Grocery giant Kroger (NYSE:KR) reported strong second quarter results, proving it is possible for a traditional retailer to do battle with Wal-Mart (NYSE:WMT) and Target (NYSE:TGT). Revenue increased 4.6% year-over-year to $22.7 billion, modestly exceeding consensus estimates. Earnings per share jumped 18% year-over-year to $0.60, a penny above consensus expectations. Free cash flow year-to-date was solid at $1.5 billion, equal to 2.9% of revenue.
Source: Company Filings
As one can see from the chart shown above, Kroger has dramatically outperformed Safeway (NYSE:SWY) during the past two years as competition from the likes of Wal-Mart, Target, and Meijer has intensified. Kroger's same-store sales were 3.3% higher than a year ago (ex-fuel) in the second quarter (6.9% 2-year stacked comp), and management believes positive growth will continue going forward. CEO David Dillon added some commentary on the conference call, saying:
"And I think the most important fact that demonstrates that we believe this can continue for a very long time is the fact that roughly half of the business our best customers can give us, they are giving someplace else. And Rodney addressed that in his comments earlier. I think that's the best evidence. Now there's plenty of other evidence, too. Just the fact that we have 39 quarters in a row of positive identical sales illustrates that there continues to be room to grow. And so we think that the future is still bright and that we see very good opportunity to grow our market share ahead."

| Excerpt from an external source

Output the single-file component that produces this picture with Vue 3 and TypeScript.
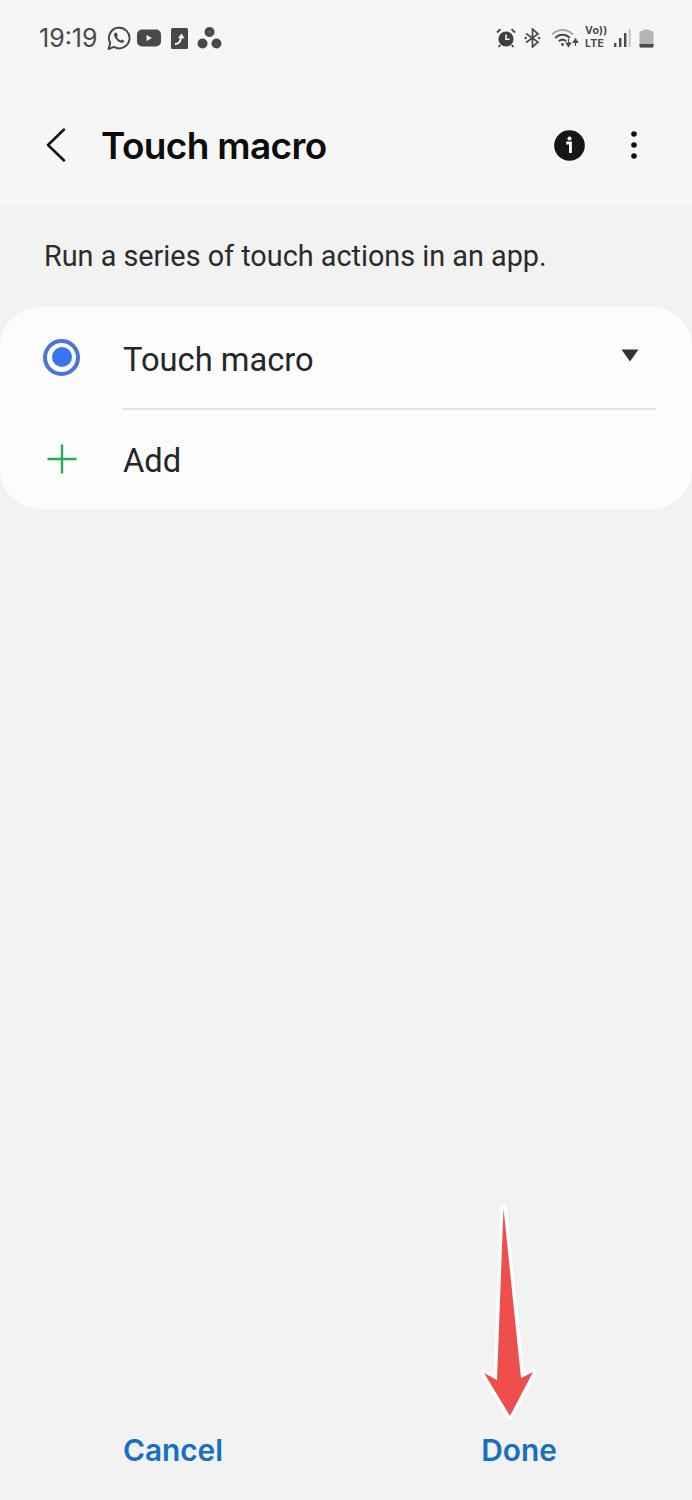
<script setup lang="ts">
const title: string = 'Touch macro'
</script>

<template>
  <div class="screen">
    <header class="top">
      <div class="status">
        <div class="status-left">
          <span class="time">19:19</span>
          <svg class="ic wa" width="24" height="24" viewBox="0 0 24 24">
            <path d="M1.6 23 L3.2 17 A10.3 10.3 0 1 1 7 20.9 Z" fill="none" stroke="#484848" stroke-width="2" stroke-linejoin="round"/>
            <path d="M8.3 6.6 C7 7.4 6.6 9 7.6 11 C8.8 13.6 11 15.7 13.6 16.6 C15.4 17.2 16.9 16.5 17.4 15 L14.9 13.4 L13.6 14.4 C12 13.8 10.6 12.4 9.9 10.8 L10.9 9.5 L9.6 6.7 Z" fill="#484848"/>
          </svg>
          <svg class="ic yt" width="24" height="18" viewBox="0 0 24 18">
            <rect x="0" y="0.5" width="24" height="17" rx="5" fill="#484848"/>
            <path d="M9.5 6 L15 9 L9.5 12 Z" fill="#f6f6f6"/>
          </svg>
          <svg class="ic doc" width="17" height="21" viewBox="0 0 17 21">
            <rect width="17" height="21" rx="1.5" fill="#484848"/>
            <path d="M4 16 C7.5 16 9.6 13.5 10 9.5" fill="none" stroke="#f6f6f6" stroke-width="2"/>
            <path d="M7 10 L10.6 5.5 L13.6 10.4 Z" fill="#f6f6f6"/>
          </svg>
          <svg class="ic dots" width="25" height="24" viewBox="0 0 25 24">
            <circle cx="12.5" cy="6" r="5" fill="#484848"/>
            <circle cx="12.5" cy="6" r="1.5" fill="#5c5c5c"/>
            <circle cx="5.5" cy="17.5" r="5" fill="#484848"/>
            <circle cx="19.5" cy="17.5" r="5" fill="#484848"/>
          </svg>
        </div>
        <div class="status-right">
          <svg class="s-alarm" width="20" height="20" viewBox="0 0 20 20">
            <circle cx="10" cy="11" r="7.6" fill="#3f3f3f"/>
            <path d="M10 6.5 V11.2 H13.6" fill="none" stroke="#f6f6f6" stroke-width="1.6"/>
            <path d="M1 4.5 L4.5 1.2 M19 4.5 L15.5 1.2 M4.3 17 L2.6 19 M15.7 17 L17.4 19" stroke="#3f3f3f" stroke-width="1.8"/>
          </svg>
          <svg class="s-bt" width="17" height="20" viewBox="0 0 17 20">
            <path d="M2 5.5 L14 14 L8.5 19 V1 L14 6 L2 14.5" fill="none" stroke="#4a4a4a" stroke-width="1.7"/>
            <circle cx="1.6" cy="10" r="1.2" fill="#4a4a4a"/>
            <circle cx="15.2" cy="10" r="1.2" fill="#4a4a4a"/>
          </svg>
          <svg class="s-wifi" width="28" height="20" viewBox="0 0 28 20">
            <path d="M1 6.5 C7 0.5 16 0.5 22 6.5" fill="none" stroke="#a8a8a8" stroke-width="2"/>
            <path d="M4.2 10 C8.5 5.8 14.5 5.8 18.8 10" fill="none" stroke="#4a4a4a" stroke-width="2"/>
            <path d="M7.8 13.2 C10 11.3 13 11.3 15.2 13.2" fill="none" stroke="#4a4a4a" stroke-width="2"/>
            <circle cx="11.5" cy="16.5" r="1.4" fill="#4a4a4a"/>
            <path d="M17.5 11 V17 M15.3 15 L17.5 18.5 L19.7 15 Z M24.5 18 V12.5 M22.3 14.5 L24.5 11 L26.7 14.5 Z" fill="#4a4a4a" stroke="#4a4a4a" stroke-width="1.2"/>
          </svg>
          <span class="volte"><span>Vo))</span><span>LTE</span></span>
          <svg class="s-sig" width="18" height="20" viewBox="0 0 18 20">
            <rect x="1" y="15" width="2.4" height="4" fill="#4a4a4a"/>
            <rect x="6" y="10" width="2.4" height="9" fill="#4a4a4a"/>
            <rect x="11" y="5" width="2.4" height="14" fill="#4a4a4a"/>
            <rect x="15.6" y="1" width="2.2" height="18" fill="#c9c9c9"/>
          </svg>
          <svg class="s-bat" width="15" height="20" viewBox="0 0 15 20">
            <path d="M4.5 1.5 H10.5 V3 H13 A1.5 1.5 0 0 1 14.5 4.5 V18 A1.5 1.5 0 0 1 13 19.5 H2 A1.5 1.5 0 0 1 0.5 18 V4.5 A1.5 1.5 0 0 1 2 3 H4.5 Z" fill="#b4b4b4"/>
            <path d="M0.5 16 H14.5 V18 A1.5 1.5 0 0 1 13 19.5 H2 A1.5 1.5 0 0 1 0.5 18 Z" fill="#4a4a4a"/>
          </svg>
        </div>
      </div>
      <div class="appbar">
        <svg class="back" width="20" height="34" viewBox="0 0 20 34">
          <path d="M18 1.5 L2 17 L18 32.5" fill="none" stroke="#111" stroke-width="2.5" stroke-linecap="round" stroke-linejoin="round"/>
        </svg>
        <h1 class="title">{{ title }}</h1>
        <svg class="info" width="31" height="31" viewBox="0 0 32 32">
          <circle cx="16" cy="16" r="15.8" fill="#161616"/>
          <circle cx="16" cy="8.8" r="2.1" fill="#f6f6f6"/>
          <path d="M12.6 13.4 H17 V23.8" fill="none" stroke="#f6f6f6" stroke-width="3"/>
        </svg>
        <svg class="more" width="8" height="30" viewBox="0 0 8 30">
          <circle cx="4" cy="4" r="2.8" fill="#111"/>
          <circle cx="4" cy="15" r="2.8" fill="#111"/>
          <circle cx="4" cy="26" r="2.8" fill="#111"/>
        </svg>
      </div>
    </header>

    <p class="desc">Run a series of touch actions in an app.</p>

    <section class="card">
      <div class="row row-first">
        <span class="radio"><span class="radio-dot"></span></span>
        <span class="label label-first">Touch macro</span>
        <svg class="caret" width="18" height="13" viewBox="0 0 18 13">
          <path d="M0.5 0.5 H17.5 L9 12.5 Z" fill="#333"/>
        </svg>
      </div>
      <div class="divider"></div>
      <div class="row row-second">
        <svg class="plus" width="30" height="30" viewBox="0 0 30 30">
          <path d="M0.5 15 H29.5 M15 0.5 V29.5" stroke="#2fa85a" stroke-width="2.4"/>
        </svg>
        <span class="label label-second">Add</span>
      </div>
    </section>

    <div class="spacer"></div>

    <footer class="actions">
      <span class="action">Cancel</span>
      <span class="action">Done</span>
    </footer>

    <svg class="arrow" width="60" height="218" viewBox="0 0 60 218">
      <path d="M24.5 5 L18 177 L5 170 L31 213 L54 169 L42 175 Z" fill="#ee4f4c" stroke="#fff" stroke-width="7" stroke-linejoin="round" paint-order="stroke"/>
    </svg>
  </div>
</template>

<style scoped>
.screen {
  position: relative;
  width: 692px;
  height: 1500px;
  background: #f2f2f2;
  display: flex;
  flex-direction: column;
  font-family: "Roboto", "Liberation Sans", sans-serif;
  overflow: hidden;
}
.top {
  background: #f6f6f6;
  height: 205px;
  flex: none;
  display: flex;
  flex-direction: column;
}
.status {
  display: flex;
  justify-content: space-between;
  align-items: center;
  height: 24px;
  margin-top: 26px;
  padding: 0 38px 0 39px;
}
.status-left {
  display: flex;
  align-items: center;
}
.time {
  font-family: "Inter", sans-serif;
  font-size: 25px;
  color: #4a4a4a;
}
.ic { display: block; }
.wa { margin-left: 9px; }
.yt { margin-left: 6px; }
.doc { margin-left: 10px; }
.dots { margin-left: 9px; }
.status-right {
  display: flex;
  align-items: center;
}
.s-bt { margin-left: 8px; }
.s-wifi { margin-left: 10px; }
.s-sig { margin-left: 8px; }
.s-bat { margin-left: 8px; }
.volte {
  margin-left: 6px;
  display: flex;
  flex-direction: column;
  font-family: "Inter", sans-serif;
  font-size: 10.5px;
  line-height: 12.8px;
  font-weight: 700;
  letter-spacing: 0.3px;
  color: #4a4a4a;
  width: 20px;
}
.appbar {
  display: flex;
  align-items: center;
  height: 40px;
  margin-top: 75px;
  padding: 0 54px 0 46px;
}
.back { flex: none; }
.title {
  flex: 1;
  margin: 0 0 0 35px;
  font-family: "Inter", sans-serif;
  font-size: 37px;
  font-weight: 600;
  letter-spacing: -0.65px;
  color: #0c0c0c;
}
.info { margin-right: 45px; }
.desc {
  margin: 34px 0 0;
  padding-left: 44px;
  height: 68px;
  font-size: 28.8px;
  line-height: 34px;
  color: #2b2b2b;
}
.card {
  background: #fcfcfc;
  border-radius: 40px;
  height: 202px;
  flex: none;
  display: flex;
  flex-direction: column;
}
.row {
  display: flex;
  align-items: center;
  padding: 0 53px 0 43px;
}
.row-first { height: 101px; }
.row-second { height: 100px; padding-left: 47px; }
.radio {
  width: 37px;
  height: 37px;
  box-sizing: border-box;
  border: 4px solid #4a76dc;
  border-radius: 50%;
  display: flex;
  align-items: center;
  justify-content: center;
  margin-right: 43px;
  flex: none;
}
.radio-dot {
  width: 20px;
  height: 20px;
  border-radius: 50%;
  background: #3a72f0;
}
.plus { margin-right: 46px; flex: none; }
.label {
  flex: 1;
  font-size: 32.7px;
  line-height: 38px;
  color: #262626;
}
.label-first { margin-top: 6px; }
.label-second { margin-top: 4px; }
.caret { flex: none; margin-bottom: 3px; }
.divider {
  height: 2px;
  margin: 0 36px 0 122px;
  background: #e2e2e2;
  flex: none;
}
.spacer { flex: 1; }
.actions {
  display: grid;
  grid-template-columns: 346px 346px;
  height: 100px;
  flex: none;
}
.action {
  text-align: center;
  font-family: "Inter", sans-serif;
  font-size: 29.8px;
  font-weight: 600;
  line-height: 100px;
  color: #1470c4;
}
.arrow {
  position: absolute;
  left: 479px;
  top: 1203px;
}
</style>

<style>
html, body { margin: 0; padding: 0; background: #f2f2f2; }
</style>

The 39 consecutive quarters of positive comps is incredible, in our view, especially since even Wal-Mart has dealt with negative comps in the U.S. Management believes the company's continued focus on price and product selection can help the firm win additional wallet share from its best customers-meaning it won't take a grandiose advertising campaign or drastic promotional activity to drive store traffic and additional business.
FIFO gross margins, which management contends is a better way of looking at the business than LIFO gross margins, declined just 11 basis points year-over-year to 20.46%. This decline is mostly attributable to the company lowering prices to maintain market share. Though it is never advisable to get into a price war with Wal-Mart, Kroger's strategy has clearly worked well over the past 10 years.
Kroger also did a great job of keeping operating, general, and administrative expenses constrained, with costs declining 17 basis points as a percentage of revenue on a year-over-year basis, excluding fuel. Though cost cutting hasn't been as consistent as comparable sales growth, it did mark the eighth consecutive quarter of cost leveraging-crucial for any grocer's success.
Looking ahead, Kroger raised the low-end of its fiscal year 2013 same-store sales growth guidance to 3%-3.5% from 2.5%-3.5%. However, the company maintained its full-year guidance of $2.73-$2.80 per share as margins will likely remain under pressure going forward.
If your name isn't Whole Foods (NASDAQ:WFM), it can be incredibly difficult to be a grocery retailer. Competition is fierce, margins are thin, and consumers tend to not be all that loyal. Nevertheless, Kroger continues to demonstrate stronger performance than Safeway, Roundy's (NYSE:RNDY), and SuperValu (NYSE:SVU) by driving traffic and providing its stores with adequate capital investment. Though we aren't fans of Kroger as it trades above our fair value estimate, we think it has the best management team in the traditional grocery business.